START

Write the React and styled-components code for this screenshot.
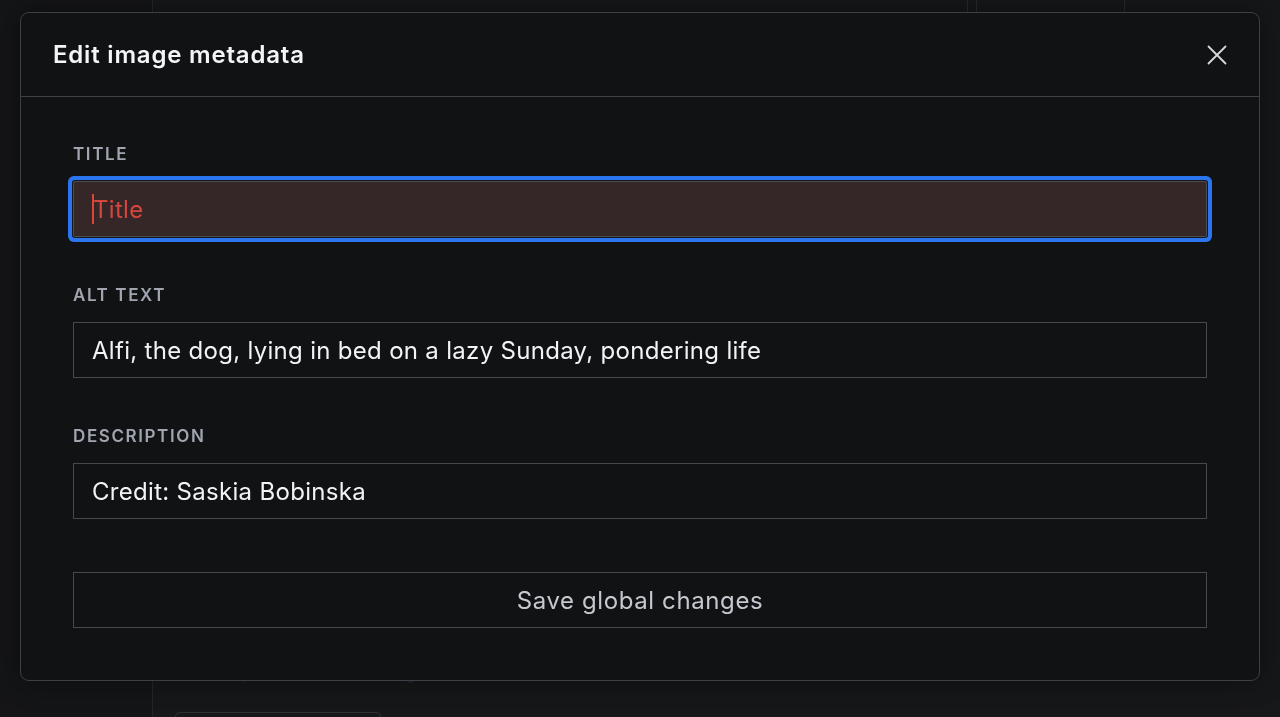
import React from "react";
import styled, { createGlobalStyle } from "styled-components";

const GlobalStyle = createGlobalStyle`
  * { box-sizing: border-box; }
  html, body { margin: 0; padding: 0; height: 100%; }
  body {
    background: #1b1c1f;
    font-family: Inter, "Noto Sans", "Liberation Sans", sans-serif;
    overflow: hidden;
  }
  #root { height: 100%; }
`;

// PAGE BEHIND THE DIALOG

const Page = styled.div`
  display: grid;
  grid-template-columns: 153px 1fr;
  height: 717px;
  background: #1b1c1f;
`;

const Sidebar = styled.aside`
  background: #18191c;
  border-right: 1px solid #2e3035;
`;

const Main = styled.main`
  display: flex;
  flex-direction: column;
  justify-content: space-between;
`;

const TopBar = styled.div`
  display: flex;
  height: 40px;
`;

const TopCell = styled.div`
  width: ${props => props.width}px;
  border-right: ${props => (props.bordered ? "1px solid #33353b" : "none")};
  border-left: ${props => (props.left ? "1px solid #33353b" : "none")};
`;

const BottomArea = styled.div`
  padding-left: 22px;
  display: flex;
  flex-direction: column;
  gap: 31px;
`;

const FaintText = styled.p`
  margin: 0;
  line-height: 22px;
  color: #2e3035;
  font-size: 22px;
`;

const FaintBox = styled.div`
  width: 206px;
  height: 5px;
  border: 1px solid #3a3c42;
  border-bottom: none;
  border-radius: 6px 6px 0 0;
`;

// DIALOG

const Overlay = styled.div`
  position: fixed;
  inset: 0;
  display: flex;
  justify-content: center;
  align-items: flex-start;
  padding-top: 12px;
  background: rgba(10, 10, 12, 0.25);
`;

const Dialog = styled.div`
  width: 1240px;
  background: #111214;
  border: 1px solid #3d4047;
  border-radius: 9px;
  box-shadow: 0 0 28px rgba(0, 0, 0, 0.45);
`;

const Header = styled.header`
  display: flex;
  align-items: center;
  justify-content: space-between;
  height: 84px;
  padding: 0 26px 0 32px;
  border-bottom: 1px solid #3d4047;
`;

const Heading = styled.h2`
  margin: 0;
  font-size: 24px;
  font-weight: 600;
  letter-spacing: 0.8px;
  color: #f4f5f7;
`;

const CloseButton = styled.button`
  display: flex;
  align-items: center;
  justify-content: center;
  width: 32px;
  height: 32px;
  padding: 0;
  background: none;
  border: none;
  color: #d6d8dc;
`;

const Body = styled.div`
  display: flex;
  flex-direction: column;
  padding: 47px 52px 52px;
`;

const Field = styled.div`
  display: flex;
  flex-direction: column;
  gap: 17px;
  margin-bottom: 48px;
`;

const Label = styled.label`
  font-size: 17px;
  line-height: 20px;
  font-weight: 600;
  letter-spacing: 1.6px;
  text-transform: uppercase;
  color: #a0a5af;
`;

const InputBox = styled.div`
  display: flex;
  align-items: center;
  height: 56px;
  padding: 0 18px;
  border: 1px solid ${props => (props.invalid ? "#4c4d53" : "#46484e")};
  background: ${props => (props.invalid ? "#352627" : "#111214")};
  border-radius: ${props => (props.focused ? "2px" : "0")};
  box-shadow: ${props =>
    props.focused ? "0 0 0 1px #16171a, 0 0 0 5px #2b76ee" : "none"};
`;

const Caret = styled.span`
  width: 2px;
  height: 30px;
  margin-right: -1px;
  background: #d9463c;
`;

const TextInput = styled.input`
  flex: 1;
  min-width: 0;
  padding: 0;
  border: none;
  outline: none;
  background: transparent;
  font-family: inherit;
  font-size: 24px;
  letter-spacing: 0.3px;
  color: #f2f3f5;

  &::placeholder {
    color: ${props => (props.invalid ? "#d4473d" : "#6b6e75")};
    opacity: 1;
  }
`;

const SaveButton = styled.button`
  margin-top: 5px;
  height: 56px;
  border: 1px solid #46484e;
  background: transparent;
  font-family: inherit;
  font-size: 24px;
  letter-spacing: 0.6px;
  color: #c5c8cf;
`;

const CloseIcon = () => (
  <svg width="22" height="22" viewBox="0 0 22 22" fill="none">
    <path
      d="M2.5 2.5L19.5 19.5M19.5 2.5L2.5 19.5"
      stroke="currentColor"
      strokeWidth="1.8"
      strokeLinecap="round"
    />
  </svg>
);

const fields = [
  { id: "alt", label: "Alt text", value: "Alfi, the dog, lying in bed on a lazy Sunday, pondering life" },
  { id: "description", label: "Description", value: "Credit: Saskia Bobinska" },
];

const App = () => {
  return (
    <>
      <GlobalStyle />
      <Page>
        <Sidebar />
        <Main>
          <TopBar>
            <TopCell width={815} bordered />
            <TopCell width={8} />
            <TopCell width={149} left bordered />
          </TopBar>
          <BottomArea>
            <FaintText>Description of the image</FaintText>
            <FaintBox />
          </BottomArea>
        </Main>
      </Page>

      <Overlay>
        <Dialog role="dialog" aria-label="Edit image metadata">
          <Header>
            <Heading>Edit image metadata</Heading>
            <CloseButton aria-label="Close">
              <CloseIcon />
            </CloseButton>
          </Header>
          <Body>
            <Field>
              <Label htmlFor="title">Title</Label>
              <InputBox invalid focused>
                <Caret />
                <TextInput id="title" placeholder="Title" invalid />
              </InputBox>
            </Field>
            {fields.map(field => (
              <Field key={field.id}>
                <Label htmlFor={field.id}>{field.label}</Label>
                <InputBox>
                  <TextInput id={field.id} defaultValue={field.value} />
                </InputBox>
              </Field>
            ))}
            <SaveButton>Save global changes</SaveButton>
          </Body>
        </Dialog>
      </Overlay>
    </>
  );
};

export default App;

END

**What you have to do**
From the data above, write out everything exactly except the pictures.

**Exercise solution**
Write the React and styled-components code for this screenshot.
import React from "react";
import styled, { createGlobalStyle } from "styled-components";

const GlobalStyle = createGlobalStyle`
  * { box-sizing: border-box; }
  html, body { margin: 0; padding: 0; height: 100%; }
  body {
    background: #1b1c1f;
    font-family: Inter, "Noto Sans", "Liberation Sans", sans-serif;
    overflow: hidden;
  }
  #root { height: 100%; }
`;

// PAGE BEHIND THE DIALOG

const Page = styled.div`
  display: grid;
  grid-template-columns: 153px 1fr;
  height: 717px;
  background: #1b1c1f;
`;

const Sidebar = styled.aside`
  background: #18191c;
  border-right: 1px solid #2e3035;
`;

const Main = styled.main`
  display: flex;
  flex-direction: column;
  justify-content: space-between;
`;

const TopBar = styled.div`
  display: flex;
  height: 40px;
`;

const TopCell = styled.div`
  width: ${props => props.width}px;
  border-right: ${props => (props.bordered ? "1px solid #33353b" : "none")};
  border-left: ${props => (props.left ? "1px solid #33353b" : "none")};
`;

const BottomArea = styled.div`
  padding-left: 22px;
  display: flex;
  flex-direction: column;
  gap: 31px;
`;

const FaintText = styled.p`
  margin: 0;
  line-height: 22px;
  color: #2e3035;
  font-size: 22px;
`;

const FaintBox = styled.div`
  width: 206px;
  height: 5px;
  border: 1px solid #3a3c42;
  border-bottom: none;
  border-radius: 6px 6px 0 0;
`;

// DIALOG

const Overlay = styled.div`
  position: fixed;
  inset: 0;
  display: flex;
  justify-content: center;
  align-items: flex-start;
  padding-top: 12px;
  background: rgba(10, 10, 12, 0.25);
`;

const Dialog = styled.div`
  width: 1240px;
  background: #111214;
  border: 1px solid #3d4047;
  border-radius: 9px;
  box-shadow: 0 0 28px rgba(0, 0, 0, 0.45);
`;

const Header = styled.header`
  display: flex;
  align-items: center;
  justify-content: space-between;
  height: 84px;
  padding: 0 26px 0 32px;
  border-bottom: 1px solid #3d4047;
`;

const Heading = styled.h2`
  margin: 0;
  font-size: 24px;
  font-weight: 600;
  letter-spacing: 0.8px;
  color: #f4f5f7;
`;

const CloseButton = styled.button`
  display: flex;
  align-items: center;
  justify-content: center;
  width: 32px;
  height: 32px;
  padding: 0;
  background: none;
  border: none;
  color: #d6d8dc;
`;

const Body = styled.div`
  display: flex;
  flex-direction: column;
  padding: 47px 52px 52px;
`;

const Field = styled.div`
  display: flex;
  flex-direction: column;
  gap: 17px;
  margin-bottom: 48px;
`;

const Label = styled.label`
  font-size: 17px;
  line-height: 20px;
  font-weight: 600;
  letter-spacing: 1.6px;
  text-transform: uppercase;
  color: #a0a5af;
`;

const InputBox = styled.div`
  display: flex;
  align-items: center;
  height: 56px;
  padding: 0 18px;
  border: 1px solid ${props => (props.invalid ? "#4c4d53" : "#46484e")};
  background: ${props => (props.invalid ? "#352627" : "#111214")};
  border-radius: ${props => (props.focused ? "2px" : "0")};
  box-shadow: ${props =>
    props.focused ? "0 0 0 1px #16171a, 0 0 0 5px #2b76ee" : "none"};
`;

const Caret = styled.span`
  width: 2px;
  height: 30px;
  margin-right: -1px;
  background: #d9463c;
`;

const TextInput = styled.input`
  flex: 1;
  min-width: 0;
  padding: 0;
  border: none;
  outline: none;
  background: transparent;
  font-family: inherit;
  font-size: 24px;
  letter-spacing: 0.3px;
  color: #f2f3f5;

  &::placeholder {
    color: ${props => (props.invalid ? "#d4473d" : "#6b6e75")};
    opacity: 1;
  }
`;

const SaveButton = styled.button`
  margin-top: 5px;
  height: 56px;
  border: 1px solid #46484e;
  background: transparent;
  font-family: inherit;
  font-size: 24px;
  letter-spacing: 0.6px;
  color: #c5c8cf;
`;

const CloseIcon = () => (
  <svg width="22" height="22" viewBox="0 0 22 22" fill="none">
    <path
      d="M2.5 2.5L19.5 19.5M19.5 2.5L2.5 19.5"
      stroke="currentColor"
      strokeWidth="1.8"
      strokeLinecap="round"
    />
  </svg>
);

const fields = [
  { id: "alt", label: "Alt text", value: "Alfi, the dog, lying in bed on a lazy Sunday, pondering life" },
  { id: "description", label: "Description", value: "Credit: Saskia Bobinska" },
];

const App = () => {
  return (
    <>
      <GlobalStyle />
      <Page>
        <Sidebar />
        <Main>
          <TopBar>
            <TopCell width={815} bordered />
            <TopCell width={8} />
            <TopCell width={149} left bordered />
          </TopBar>
          <BottomArea>
            <FaintText>Description of the image</FaintText>
            <FaintBox />
          </BottomArea>
        </Main>
      </Page>

      <Overlay>
        <Dialog role="dialog" aria-label="Edit image metadata">
          <Header>
            <Heading>Edit image metadata</Heading>
            <CloseButton aria-label="Close">
              <CloseIcon />
            </CloseButton>
          </Header>
          <Body>
            <Field>
              <Label htmlFor="title">Title</Label>
              <InputBox invalid focused>
                <Caret />
                <TextInput id="title" placeholder="Title" invalid />
              </InputBox>
            </Field>
            {fields.map(field => (
              <Field key={field.id}>
                <Label htmlFor={field.id}>{field.label}</Label>
                <InputBox>
                  <TextInput id={field.id} defaultValue={field.value} />
                </InputBox>
              </Field>
            ))}
            <SaveButton>Save global changes</SaveButton>
          </Body>
        </Dialog>
      </Overlay>
    </>
  );
};

export default App;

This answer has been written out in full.